5.1 Compliance with Website Terms

  • Check the target site's Terms of Service and robots.txt file to understand data collection policies.

  • If access to restricted data is required, request official authorization or use legal APIs.

5.2 Data Privacy and Protection

  • Follow data protection regulations (e.g., GDPR in the EU) and avoid collecting personal data without consent.

  • Anonymize sensitive information to protect user privacy.

Best Practice: Always ensure transparency regarding data usage and obtain necessary permissions before data collection.


6. Case Studies

6.1 News Aggregation Platform

Objective: Build a news aggregator.

Implementation:

  • Use APIs from news websites to fetch headlines and summaries.

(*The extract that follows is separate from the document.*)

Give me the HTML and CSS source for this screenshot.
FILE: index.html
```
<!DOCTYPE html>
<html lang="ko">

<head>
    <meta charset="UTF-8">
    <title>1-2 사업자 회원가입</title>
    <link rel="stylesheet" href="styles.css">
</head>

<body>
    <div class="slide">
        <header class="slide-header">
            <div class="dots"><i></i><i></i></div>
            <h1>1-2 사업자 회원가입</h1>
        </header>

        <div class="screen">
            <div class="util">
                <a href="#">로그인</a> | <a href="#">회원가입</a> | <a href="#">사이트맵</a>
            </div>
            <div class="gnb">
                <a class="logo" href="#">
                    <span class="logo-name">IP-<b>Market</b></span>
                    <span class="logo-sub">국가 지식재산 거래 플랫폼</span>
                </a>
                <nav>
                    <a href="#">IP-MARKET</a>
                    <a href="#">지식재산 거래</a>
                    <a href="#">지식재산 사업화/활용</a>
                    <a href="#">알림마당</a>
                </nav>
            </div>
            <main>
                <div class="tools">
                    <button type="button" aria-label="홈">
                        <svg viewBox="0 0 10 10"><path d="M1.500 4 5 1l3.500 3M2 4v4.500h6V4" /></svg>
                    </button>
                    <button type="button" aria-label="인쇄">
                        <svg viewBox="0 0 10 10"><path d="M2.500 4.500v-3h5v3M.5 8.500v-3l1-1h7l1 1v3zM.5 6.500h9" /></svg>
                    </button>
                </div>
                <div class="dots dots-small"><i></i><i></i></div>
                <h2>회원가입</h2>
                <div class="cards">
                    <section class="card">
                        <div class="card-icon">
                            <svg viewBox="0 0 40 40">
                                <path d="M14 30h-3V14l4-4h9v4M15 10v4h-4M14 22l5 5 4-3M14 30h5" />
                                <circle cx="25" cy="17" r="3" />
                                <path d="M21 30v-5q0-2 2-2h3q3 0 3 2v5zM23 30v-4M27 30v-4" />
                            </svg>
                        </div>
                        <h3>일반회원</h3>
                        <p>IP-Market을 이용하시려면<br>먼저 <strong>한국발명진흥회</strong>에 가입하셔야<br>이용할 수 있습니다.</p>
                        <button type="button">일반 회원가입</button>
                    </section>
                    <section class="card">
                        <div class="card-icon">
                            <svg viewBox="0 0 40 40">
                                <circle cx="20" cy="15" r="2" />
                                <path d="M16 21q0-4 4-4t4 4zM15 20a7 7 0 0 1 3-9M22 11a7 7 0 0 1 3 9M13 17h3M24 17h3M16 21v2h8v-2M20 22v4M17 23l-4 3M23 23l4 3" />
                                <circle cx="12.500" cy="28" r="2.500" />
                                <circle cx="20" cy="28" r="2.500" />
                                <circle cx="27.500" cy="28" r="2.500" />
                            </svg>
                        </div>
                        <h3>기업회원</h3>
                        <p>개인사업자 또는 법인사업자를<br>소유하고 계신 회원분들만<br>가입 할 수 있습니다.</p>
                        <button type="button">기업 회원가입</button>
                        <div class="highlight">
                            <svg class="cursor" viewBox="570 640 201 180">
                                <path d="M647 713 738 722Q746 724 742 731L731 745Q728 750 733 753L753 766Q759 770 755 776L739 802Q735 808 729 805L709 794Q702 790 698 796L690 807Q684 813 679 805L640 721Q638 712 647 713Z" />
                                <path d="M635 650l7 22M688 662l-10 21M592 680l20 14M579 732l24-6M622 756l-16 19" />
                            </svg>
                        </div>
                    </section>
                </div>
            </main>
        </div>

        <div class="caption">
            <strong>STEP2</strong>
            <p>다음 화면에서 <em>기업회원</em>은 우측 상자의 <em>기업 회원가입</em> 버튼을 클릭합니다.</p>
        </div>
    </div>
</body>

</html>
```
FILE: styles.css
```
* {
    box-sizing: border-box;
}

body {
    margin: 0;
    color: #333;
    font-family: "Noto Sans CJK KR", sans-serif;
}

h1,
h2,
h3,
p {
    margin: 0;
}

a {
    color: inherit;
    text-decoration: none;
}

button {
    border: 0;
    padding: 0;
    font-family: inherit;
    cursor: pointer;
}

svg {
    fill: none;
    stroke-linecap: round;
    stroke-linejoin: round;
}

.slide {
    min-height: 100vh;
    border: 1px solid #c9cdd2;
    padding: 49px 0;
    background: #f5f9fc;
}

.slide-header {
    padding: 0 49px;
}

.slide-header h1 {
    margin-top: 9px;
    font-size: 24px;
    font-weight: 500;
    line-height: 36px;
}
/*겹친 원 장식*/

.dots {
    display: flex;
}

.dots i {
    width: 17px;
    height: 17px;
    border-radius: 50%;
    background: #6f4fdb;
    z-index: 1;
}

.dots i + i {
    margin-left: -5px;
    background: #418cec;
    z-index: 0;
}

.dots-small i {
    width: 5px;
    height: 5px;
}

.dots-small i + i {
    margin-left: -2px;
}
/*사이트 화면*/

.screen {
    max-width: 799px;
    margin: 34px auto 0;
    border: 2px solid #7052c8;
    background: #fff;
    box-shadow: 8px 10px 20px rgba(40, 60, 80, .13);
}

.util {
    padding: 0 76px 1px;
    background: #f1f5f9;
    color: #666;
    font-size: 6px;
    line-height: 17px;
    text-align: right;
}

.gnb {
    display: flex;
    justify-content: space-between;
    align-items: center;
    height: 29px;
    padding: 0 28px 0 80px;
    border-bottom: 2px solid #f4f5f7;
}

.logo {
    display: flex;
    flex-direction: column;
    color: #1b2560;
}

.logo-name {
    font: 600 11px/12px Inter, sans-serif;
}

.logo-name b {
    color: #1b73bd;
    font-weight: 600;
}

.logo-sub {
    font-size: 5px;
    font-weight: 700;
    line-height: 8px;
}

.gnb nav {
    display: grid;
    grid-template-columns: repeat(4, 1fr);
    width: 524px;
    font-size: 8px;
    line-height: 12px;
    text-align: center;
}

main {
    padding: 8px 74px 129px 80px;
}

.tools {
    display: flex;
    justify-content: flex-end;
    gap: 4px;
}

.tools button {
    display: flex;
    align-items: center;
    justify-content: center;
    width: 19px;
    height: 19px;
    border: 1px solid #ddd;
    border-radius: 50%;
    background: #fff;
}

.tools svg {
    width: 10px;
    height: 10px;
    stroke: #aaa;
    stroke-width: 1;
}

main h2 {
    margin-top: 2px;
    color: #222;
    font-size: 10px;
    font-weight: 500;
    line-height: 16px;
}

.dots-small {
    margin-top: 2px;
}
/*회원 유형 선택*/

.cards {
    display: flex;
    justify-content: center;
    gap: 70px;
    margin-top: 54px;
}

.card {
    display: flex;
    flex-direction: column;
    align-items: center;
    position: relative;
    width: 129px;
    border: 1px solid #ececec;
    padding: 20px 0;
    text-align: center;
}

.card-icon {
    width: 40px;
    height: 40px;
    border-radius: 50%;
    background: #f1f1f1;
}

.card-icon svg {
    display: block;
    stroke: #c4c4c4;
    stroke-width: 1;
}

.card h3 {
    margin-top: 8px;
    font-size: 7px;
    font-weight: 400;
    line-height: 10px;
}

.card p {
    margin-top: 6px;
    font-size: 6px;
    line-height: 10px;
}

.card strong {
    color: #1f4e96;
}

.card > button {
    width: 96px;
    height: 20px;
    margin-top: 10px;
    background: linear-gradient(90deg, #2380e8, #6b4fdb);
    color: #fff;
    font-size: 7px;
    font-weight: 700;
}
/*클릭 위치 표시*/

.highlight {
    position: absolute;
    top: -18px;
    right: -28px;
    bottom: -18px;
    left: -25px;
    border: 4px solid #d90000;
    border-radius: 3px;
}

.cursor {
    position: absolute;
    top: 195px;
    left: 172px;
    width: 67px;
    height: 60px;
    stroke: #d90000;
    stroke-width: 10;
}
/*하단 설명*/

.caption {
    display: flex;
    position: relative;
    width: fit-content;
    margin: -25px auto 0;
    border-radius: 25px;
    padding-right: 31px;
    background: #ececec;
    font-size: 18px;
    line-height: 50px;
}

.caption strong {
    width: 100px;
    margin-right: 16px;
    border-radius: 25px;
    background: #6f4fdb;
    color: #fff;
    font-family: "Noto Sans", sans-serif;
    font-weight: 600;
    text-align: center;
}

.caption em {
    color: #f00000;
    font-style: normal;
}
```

  • Scrape full articles from the respective web pages.

Result: A comprehensive dataset containing headlines, summaries, and full texts for better content analysis.


6.2 Market Research Project

Objective: Analyze competitors' products and user feedback.

Implementation:

  • Retrieve product lists and prices via API.

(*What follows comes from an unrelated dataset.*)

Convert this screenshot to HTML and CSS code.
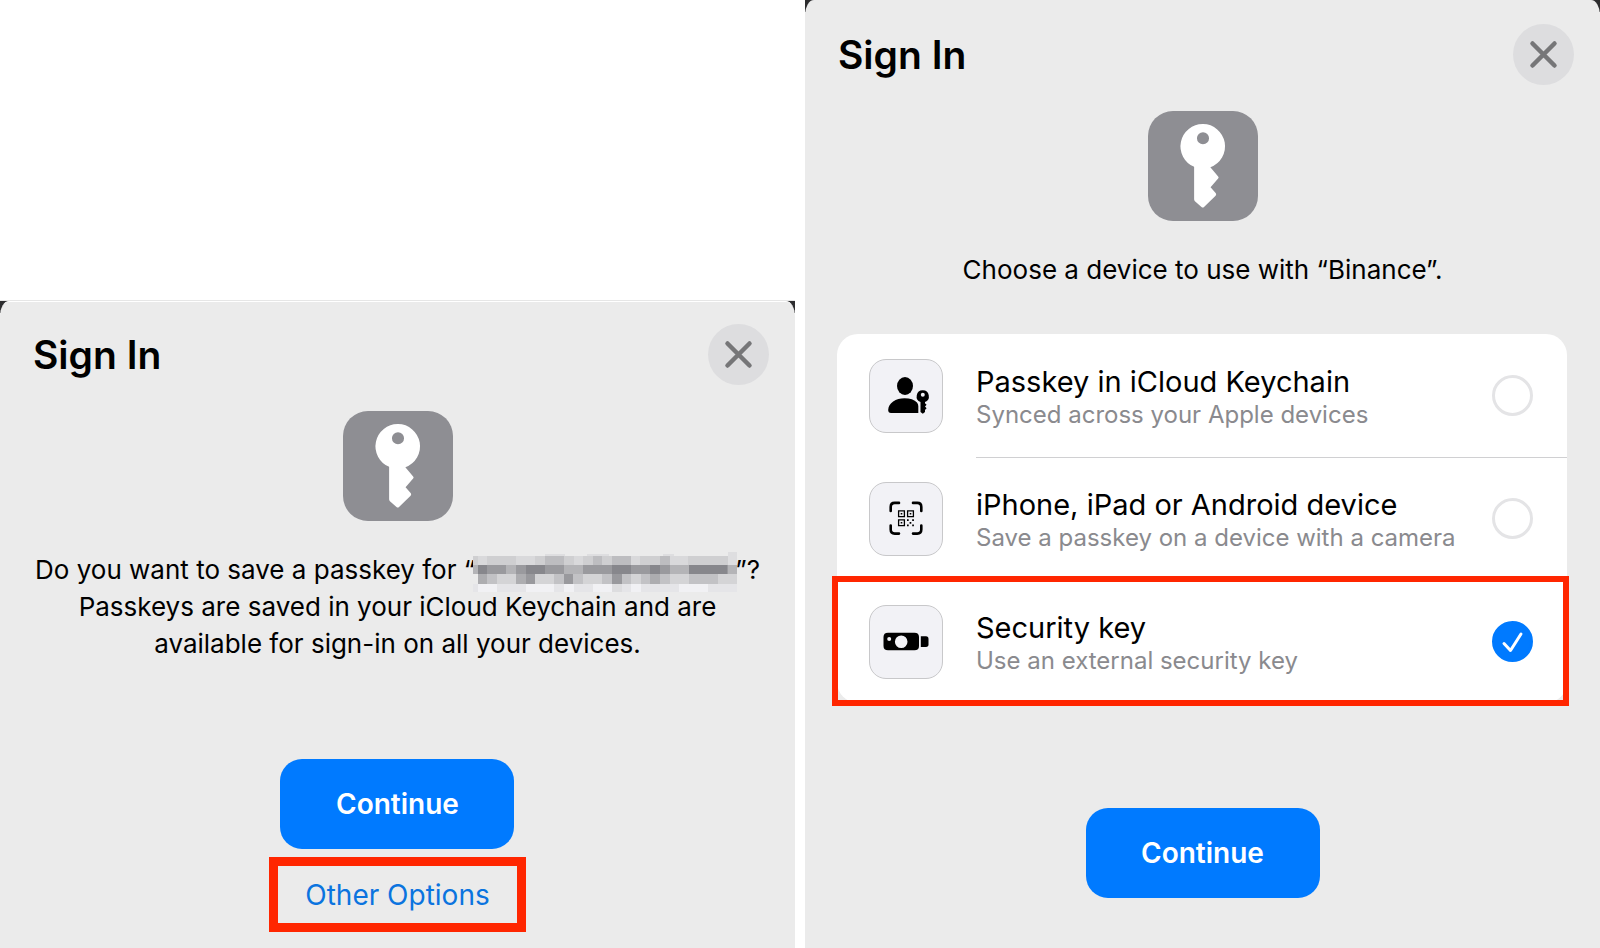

  • Scrape user reviews and ratings from e-commerce websites.

Result: A detailed market analysis providing insights for competitive strategy.

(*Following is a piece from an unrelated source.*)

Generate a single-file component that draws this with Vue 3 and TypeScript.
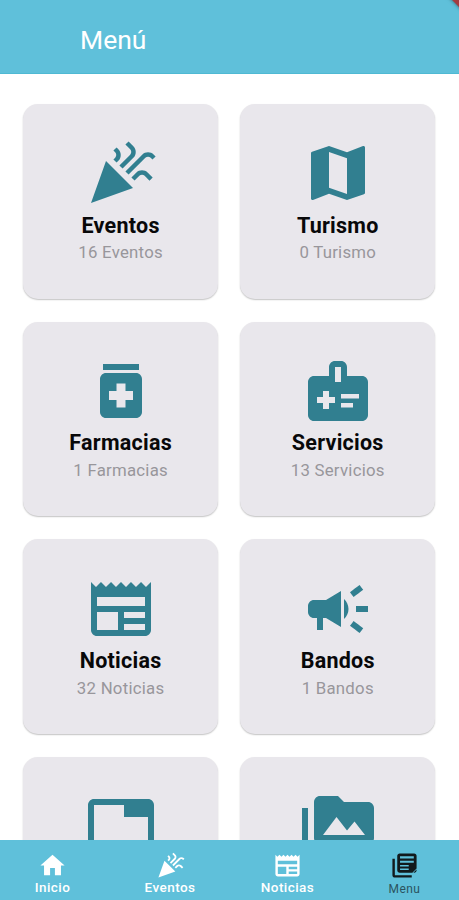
<script setup lang="ts">
interface Tile {
  title: string
  count: string
  icon: string
}

interface NavItem {
  label: string
  icon: string
  active?: boolean
}

const icons: Record<string, string> = {
  celebration:
    'M2 22l14-5-9-9zM14.53 12.53l5.59-5.59c.49-.49 1.28-.49 1.77 0l.59.59 1.06-1.06-.59-.59c-1.07-1.07-2.82-1.07-3.89 0l-5.59 5.59 1.06 1.06zM10.06 6.88l-.59.59 1.06 1.06.59-.59c1.07-1.07 1.07-2.82 0-3.89l-.59-.59-1.06 1.07.59.59c.48.48.48 1.28 0 1.76zM17.06 11.88l-1.59 1.59 1.06 1.06 1.59-1.59c.49-.49 1.28-.49 1.77 0l1.61 1.61 1.06-1.06-1.61-1.61c-1.08-1.07-2.82-1.07-3.89 0zM15.06 5.88l-3.59 3.59 1.06 1.06 3.59-3.59c1.07-1.07 1.07-2.82 0-3.89l-1.59-1.59-1.06 1.06 1.59 1.59c.48.49.48 1.29 0 1.77z',
  map: 'M20.5 3l-.16.03L15 5.1 9 3 3.36 4.9c-.21.07-.36.25-.36.48V20.5c0 .28.22.5.5.5l.16-.03L9 18.9l6 2.1 5.64-1.9c.21-.07.36-.25.36-.48V3.5c0-.28-.22-.5-.5-.5zM15 19l-6-2.11V5l6 2.11V19z',
  medication:
    'M6 3h12v2H6zM17 6H7c-1.1 0-2 .9-2 2v11c0 1.1.9 2 2 2h10c1.1 0 2-.9 2-2V8c0-1.1-.9-2-2-2zm-1 9h-2.5v2.5h-3V15H8v-3h2.5V9.5h3V12H16v3z',
  badge:
    'M20 7h-5V4c0-1.1-.9-2-2-2h-2c-1.1 0-2 .9-2 2v3H4c-1.1 0-2 .9-2 2v11c0 1.1.9 2 2 2h16c1.1 0 2-.9 2-2V9c0-1.1-.9-2-2-2zM11 4h2v5h-2V4zm0 12H9v2H7v-2H5v-2h2v-2h2v2h2v2zm2-1.5V13h6v1.5h-6zm0 3V16h4v1.5h-4z',
  newspaper:
    'M22 3l-1.67 1.67L18.67 3 17 4.67 15.33 3l-1.66 1.67L12 3l-1.67 1.67L8.67 3 7 4.67 5.33 3 3.67 4.67 2 3v16c0 1.1.9 2 2 2h16c1.1 0 2-.9 2-2V3zM11 19H4v-6h7v6zm9 0h-7v-2h7v2zm0-4h-7v-2h7v2zm0-4H4V8h16v3z',
  campaign:
    'M18 11v2h4v-2h-4zm-2 6.61c.96.71 2.21 1.65 3.2 2.39.4-.53.8-1.07 1.2-1.6-.99-.74-2.24-1.68-3.2-2.4-.4.54-.8 1.08-1.2 1.61zM20.4 5.6c-.4-.53-.8-1.07-1.2-1.6-.99.74-2.24 1.68-3.2 2.4.4.53.8 1.07 1.2 1.6.96-.72 2.21-1.65 3.2-2.4zM4 9c-1.1 0-2 .9-2 2v2c0 1.1.9 2 2 2h1v4h2v-4h1l5 3V6L8 9H4zm11.5 3c0-1.33-.58-2.53-1.5-3.35v6.69c.92-.81 1.5-2.01 1.5-3.34z',
  tab: 'M21 3H3c-1.1 0-2 .9-2 2v14c0 1.1.9 2 2 2h18c1.1 0 2-.9 2-2V5c0-1.1-.9-2-2-2zm0 16H3V5h10v4h8v10z',
  media:
    'M2 6H0v5h.01L0 20c0 1.1.9 2 2 2h18v-2H2V6zm20-2h-8l-2-2H6c-1.1 0-1.99.9-1.99 2L4 16c0 1.1.9 2 2 2h16c1.1 0 2-.9 2-2V6c0-1.1-.9-2-2-2zM7 15l4.5-6 3.5 4.51 2.5-3.01L21 15H7z',
  home: 'M10 20v-6h4v6h5v-8h3L12 3 2 12h3v8z',
  library:
    'M4 6.5H2V20c0 1.1.9 2 2 2h14v-2H4zM20 2H8c-1.1 0-2 .9-2 2v12c0 1.1.9 2 2 2h10.5l3.5-3.5V4c0-1.1-.9-2-2-2zM8.3 4.4h11.4v1.9H8.3zM8.3 8h11.4v1.8H8.3zM8.3 11.5h7.2v1.4H8.3zM8.3 14.4h7.2v1.4H8.3zM19.3 18H20c1.1 0 2-.9 2-2v-.7z',
}

const tiles: Tile[] = [
  { title: 'Eventos', count: '16 Eventos', icon: 'celebration' },
  { title: 'Turismo', count: '0 Turismo', icon: 'map' },
  { title: 'Farmacias', count: '1 Farmacias', icon: 'medication' },
  { title: 'Servicios', count: '13 Servicios', icon: 'badge' },
  { title: 'Noticias', count: '32 Noticias', icon: 'newspaper' },
  { title: 'Bandos', count: '1 Bandos', icon: 'campaign' },
  { title: '', count: '', icon: 'tab' },
  { title: '', count: '', icon: 'media' },
]

const nav: NavItem[] = [
  { label: 'Inicio', icon: 'home' },
  { label: 'Eventos', icon: 'celebration' },
  { label: 'Noticias', icon: 'newspaper' },
  { label: 'Menu', icon: 'library', active: true },
]
</script>

<template>
  <div class="screen">
    <header class="app-bar">
      <h1>Menú</h1>
      <span class="ribbon"></span>
    </header>
    <main class="grid">
      <article v-for="tile in tiles" :key="tile.icon" class="tile">
        <svg class="tile-icon" viewBox="0 0 24 24"><path :d="icons[tile.icon]" fill-rule="evenodd" /></svg>
        <h2>{{ tile.title }}</h2>
        <p>{{ tile.count }}</p>
      </article>
    </main>
    <nav class="bottom-nav">
      <a v-for="item in nav" :key="item.label" class="nav-item" :class="{ active: item.active }">
        <svg viewBox="0 0 24 24"><path :d="icons[item.icon]" fill-rule="evenodd" /></svg>
        <span>{{ item.label }}</span>
      </a>
    </nav>
  </div>
</template>

<style>
body {
  margin: 0;
  overflow: hidden;
}
</style>

<style scoped>
.screen {
  display: flex;
  flex-direction: column;
  width: 459px;
  height: 900px;
  overflow: hidden;
  background: #fff;
  font-family: Roboto, sans-serif;
}
.app-bar {
  position: relative;
  flex: none;
  display: flex;
  align-items: center;
  box-sizing: border-box;
  height: 74px;
  padding: 7px 0 0 80px;
  overflow: hidden;
  background: #5fc0da;
  border-bottom: 1px solid #4fb9d3;
}
h1 {
  margin: 0;
  font-size: 26.5px;
  font-weight: 400;
  line-height: 32px;
  color: #fff;
}
.ribbon {
  position: absolute;
  top: -11px;
  right: -19px;
  width: 40px;
  height: 14px;
  background: #a33c40;
  box-shadow: 0 0 4px rgba(0, 0, 0, 0.5);
  transform: rotate(45deg);
}
.grid {
  flex: 1;
  min-height: 0;
  display: grid;
  grid-template-columns: 194.5px 194.5px;
  grid-auto-rows: 194.6px;
  gap: 23.1px 22.6px;
  padding: 30px 23.4px 0;
  overflow: hidden;
}
.tile {
  display: flex;
  flex-direction: column;
  align-items: center;
  box-sizing: border-box;
  padding-top: 33.3px;
  border-radius: 15px;
  background: #e9e7ec;
  box-shadow: 0 1px 1.5px rgba(0, 0, 0, 0.24);
}
.tile-icon {
  flex: none;
  width: 72px;
  height: 72px;
  fill: #317f90;
}
h2 {
  margin: 2.3px 0 0;
  font-size: 21.5px;
  font-weight: 700;
  line-height: 28px;
  letter-spacing: 0.25px;
  color: #080809;
}
p {
  margin: 0.7px 0 0;
  font-size: 16.8px;
  line-height: 24px;
  letter-spacing: 0.25px;
  color: #98969b;
}
.bottom-nav {
  position: relative;
  flex: none;
  display: grid;
  grid-template-columns: 105px 130px 105px 129px;
  height: 60px;
  background: #5fc0da;
}
.nav-item {
  display: flex;
  flex-direction: column;
  align-items: center;
  padding-top: 11px;
  font-size: 13.5px;
  font-weight: 500;
  line-height: 14px;
  letter-spacing: 0.45px;
  color: #fff;
}
.nav-item svg {
  flex: none;
  width: 29px;
  height: 29px;
  fill: currentColor;
}
.nav-item.active {
  color: #111a1d;
}
.nav-item.active span {
  margin-top: 2px;
  font-size: 12px;
  font-weight: 400;
  color: #2b5460;
}
</style>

7. Conclusion and Future Outlook

The combination of API and web scraping provides a powerful solution for data collection. APIs offer structured and efficient access to data, while web scraping adds flexibility and coverage. This integration enhances data accuracy and usability, enabling more comprehensive analysis.

With the advancement of AI and automation, future developments may include AI-driven scrapers that dynamically adjust strategies or automated tools that intelligently analyze multi-source data. We encourage practitioners to explore this field and innovate in data collection strategies.